- extra-virgin olive oil
- 2 cloves garlic
- 4 anchovy fillets in olive oil or anchovy paste
- 4 average-sized courgettes
- 250-500g fresh or frozen prawns (depending on how rich you like your sauces)
- 400-500g cherry tomatoes
- fresh basil
- 400-500 g pasta
Prep:15min › Cook:30min › Ready in:45min
- Drizzle a generous coating of extra-virgin olive oil into a capacious, non-stick frying pan.
- Peel the cloves of garlic and either add them whole to the pan after crushing them slightly with the heel of your hand to be removed later, or finely dice them by making a latticework of longitudinal incisions down the length of the clove (naughts and crosses style) and then finely slicing them horizontally into the pan.
- Add the roughly-chopped anchovies or anchovy paste.
- Wash and dry the courgettes, and finely dice them, using the same technique you used for the garlic. Add them to the pan. Gently sweat the garlic, anchovies and courgettes over a low heat for about 8 to 10 minutes, stirring frequently.

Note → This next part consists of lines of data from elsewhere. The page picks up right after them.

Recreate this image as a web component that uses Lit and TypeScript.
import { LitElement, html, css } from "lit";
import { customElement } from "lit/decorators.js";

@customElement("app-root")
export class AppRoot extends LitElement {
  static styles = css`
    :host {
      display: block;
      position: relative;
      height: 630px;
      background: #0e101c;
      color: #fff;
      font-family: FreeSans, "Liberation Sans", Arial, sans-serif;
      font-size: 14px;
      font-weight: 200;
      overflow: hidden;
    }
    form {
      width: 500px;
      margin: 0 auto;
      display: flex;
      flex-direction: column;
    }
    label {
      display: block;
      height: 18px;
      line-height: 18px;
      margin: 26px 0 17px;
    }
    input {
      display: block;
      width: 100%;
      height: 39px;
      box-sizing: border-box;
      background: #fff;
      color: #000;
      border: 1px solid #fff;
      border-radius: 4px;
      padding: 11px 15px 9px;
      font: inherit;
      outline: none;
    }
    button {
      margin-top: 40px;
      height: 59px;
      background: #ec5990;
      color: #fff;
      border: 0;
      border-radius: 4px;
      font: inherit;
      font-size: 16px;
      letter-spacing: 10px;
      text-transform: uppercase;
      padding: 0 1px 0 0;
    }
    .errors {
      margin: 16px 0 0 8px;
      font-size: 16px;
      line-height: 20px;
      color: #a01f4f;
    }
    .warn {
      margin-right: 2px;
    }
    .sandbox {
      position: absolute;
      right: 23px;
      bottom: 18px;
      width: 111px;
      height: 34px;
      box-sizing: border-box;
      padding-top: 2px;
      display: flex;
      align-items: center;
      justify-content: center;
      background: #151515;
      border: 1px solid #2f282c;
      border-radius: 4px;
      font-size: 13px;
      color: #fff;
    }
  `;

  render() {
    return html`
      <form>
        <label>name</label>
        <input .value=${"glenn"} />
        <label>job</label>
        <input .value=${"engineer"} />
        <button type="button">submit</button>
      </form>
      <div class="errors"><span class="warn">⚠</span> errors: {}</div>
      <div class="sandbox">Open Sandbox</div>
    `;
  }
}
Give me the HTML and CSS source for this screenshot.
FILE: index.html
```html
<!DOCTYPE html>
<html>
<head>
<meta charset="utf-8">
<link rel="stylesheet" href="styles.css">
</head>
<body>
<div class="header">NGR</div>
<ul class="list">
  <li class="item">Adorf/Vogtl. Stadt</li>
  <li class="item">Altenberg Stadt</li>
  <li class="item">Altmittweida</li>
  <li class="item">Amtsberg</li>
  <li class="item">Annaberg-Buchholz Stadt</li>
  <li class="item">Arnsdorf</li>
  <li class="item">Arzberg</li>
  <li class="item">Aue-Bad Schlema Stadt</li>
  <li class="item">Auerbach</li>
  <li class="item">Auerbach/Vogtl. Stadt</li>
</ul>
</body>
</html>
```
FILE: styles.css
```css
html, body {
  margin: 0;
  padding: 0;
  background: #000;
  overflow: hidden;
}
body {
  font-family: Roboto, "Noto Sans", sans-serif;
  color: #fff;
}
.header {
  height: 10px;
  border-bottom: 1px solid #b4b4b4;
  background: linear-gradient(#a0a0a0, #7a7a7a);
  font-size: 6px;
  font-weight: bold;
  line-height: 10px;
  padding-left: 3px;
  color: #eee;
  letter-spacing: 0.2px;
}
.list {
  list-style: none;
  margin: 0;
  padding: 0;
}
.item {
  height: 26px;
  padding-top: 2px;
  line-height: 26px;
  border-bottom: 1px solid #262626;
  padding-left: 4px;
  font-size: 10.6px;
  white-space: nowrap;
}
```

- Add the prawns and continue cooking for 3 to 4 minutes. In the meantime set a large saucepan full of water to boil on another hob.
- Halve the cherry tomatoes and add to the pan together with the roughly-torn basil. Turn the heat up, cover and cook until the tomatoes are soft and separate from their skin. Add a little water if you think the sauce is drying out too much. Remove the skins by hand with a fork if you have the patience, are in perfectionist mode or have faddy eaters to contend with.

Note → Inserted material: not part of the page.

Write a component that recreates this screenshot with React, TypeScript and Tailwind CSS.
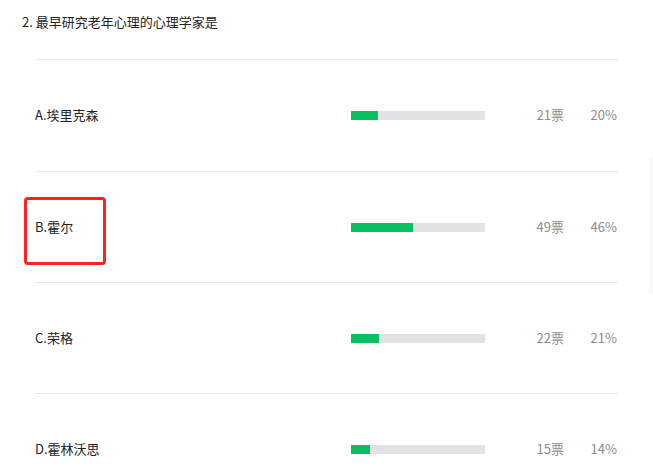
import React from "react";

const rows = [
  { label: "A.埃里克森", votes: "21票", pct: 20 },
  { label: "B.霍尔", votes: "49票", pct: 46, marked: true },
  { label: "C.荣格", votes: "22票", pct: 21 },
  { label: "D.霍林沃思", votes: "15票", pct: 14 },
];

export default function App() {
  return (
    <div
      className="relative w-[653px] h-[472px] overflow-hidden bg-white text-[13px] text-[#333]"
      style={{ fontFamily: '"Noto Sans CJK SC", "Noto Sans", sans-serif' }}
    >
      <div className="pl-[22px] pt-[12px] leading-[20px] text-[#222]">2. 最早研究老年心理的心理学家是</div>
      <div className="ml-[35px] mt-[27px] w-[583px]">
        {rows.map((r, i) => (
          <div
            key={r.label}
            className={`relative flex items-center border-t border-[#e8e8e8] ${i === 0 ? "h-[112px] pb-[1px]" : "h-[111px]"}`}
          >
            {r.marked && (
              <div className="absolute left-[-11px] top-[25px] h-[68px] w-[82px] rounded-[4px] border-[3px] border-[#ff2020]" />
            )}
            <div className="w-[316px] text-[#222]">{r.label}</div>
            <div className="h-[9px] w-[134px] bg-[#e2e2e4]">
              <div className="h-full bg-[#07c160]" style={{ width: `${r.pct}%` }} />
            </div>
            <div className="w-[79px] text-right text-[#8c8c8c]">{r.votes}</div>
            <div className="w-[53px] text-right text-[#8c8c8c]">{r.pct}%</div>
          </div>
        ))}
      </div>
      <div className="absolute right-0 top-[157px] h-[136px] w-[4px] rounded-l-[3px] bg-[#f8f8f8]" />
    </div>
  );
}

- As soon as the water boils throw in the pasta and add coarse salt. Cook al dente*, drain and add to the pan with the sauce.
- Toss quickly over a high heat until the pasta is thoroughly impregnated with the sauce and serve onto hot plates with a sprig of fresh basil on top.

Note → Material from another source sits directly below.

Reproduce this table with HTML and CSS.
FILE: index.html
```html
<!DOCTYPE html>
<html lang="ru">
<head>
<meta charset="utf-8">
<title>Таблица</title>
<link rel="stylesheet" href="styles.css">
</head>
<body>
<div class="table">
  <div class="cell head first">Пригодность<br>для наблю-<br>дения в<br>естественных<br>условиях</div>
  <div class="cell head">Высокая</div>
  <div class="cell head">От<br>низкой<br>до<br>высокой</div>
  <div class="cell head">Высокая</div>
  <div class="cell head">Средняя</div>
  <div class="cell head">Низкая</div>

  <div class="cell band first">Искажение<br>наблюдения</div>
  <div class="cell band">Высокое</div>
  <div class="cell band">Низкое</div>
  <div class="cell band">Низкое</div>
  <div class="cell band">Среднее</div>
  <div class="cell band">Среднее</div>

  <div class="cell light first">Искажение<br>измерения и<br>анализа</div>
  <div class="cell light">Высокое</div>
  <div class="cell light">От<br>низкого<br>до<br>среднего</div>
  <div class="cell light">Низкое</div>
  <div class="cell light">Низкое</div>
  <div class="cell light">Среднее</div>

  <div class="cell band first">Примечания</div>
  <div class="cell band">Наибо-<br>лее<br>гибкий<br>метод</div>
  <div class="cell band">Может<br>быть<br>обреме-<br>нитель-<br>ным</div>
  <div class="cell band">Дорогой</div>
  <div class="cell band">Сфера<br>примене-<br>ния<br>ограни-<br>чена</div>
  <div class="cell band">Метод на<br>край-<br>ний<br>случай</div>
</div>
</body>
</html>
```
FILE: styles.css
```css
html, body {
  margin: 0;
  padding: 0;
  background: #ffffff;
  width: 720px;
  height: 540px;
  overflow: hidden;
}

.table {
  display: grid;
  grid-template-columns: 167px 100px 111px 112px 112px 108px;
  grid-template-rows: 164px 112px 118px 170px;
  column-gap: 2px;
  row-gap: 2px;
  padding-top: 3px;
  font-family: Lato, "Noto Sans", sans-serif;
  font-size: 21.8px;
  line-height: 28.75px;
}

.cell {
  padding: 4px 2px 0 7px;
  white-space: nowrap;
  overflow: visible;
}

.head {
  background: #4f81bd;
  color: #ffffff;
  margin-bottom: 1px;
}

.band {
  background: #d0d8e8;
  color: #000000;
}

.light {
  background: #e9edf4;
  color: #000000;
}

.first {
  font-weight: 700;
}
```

*I'm not going to give you times on cooking the pasta because this complex art depends on the exact heat of your hob, the pan, the water (so the Italians say), the type of pasta you're using and personal taste. Follow instructions on packet if in doubt.
The Italians will often add a drizzle of extra-virgin olive oil "a crudo" just before serving, but you probably only want to do this if you are both lucky enough to have spectacular olive oil and not to have to watch your weight.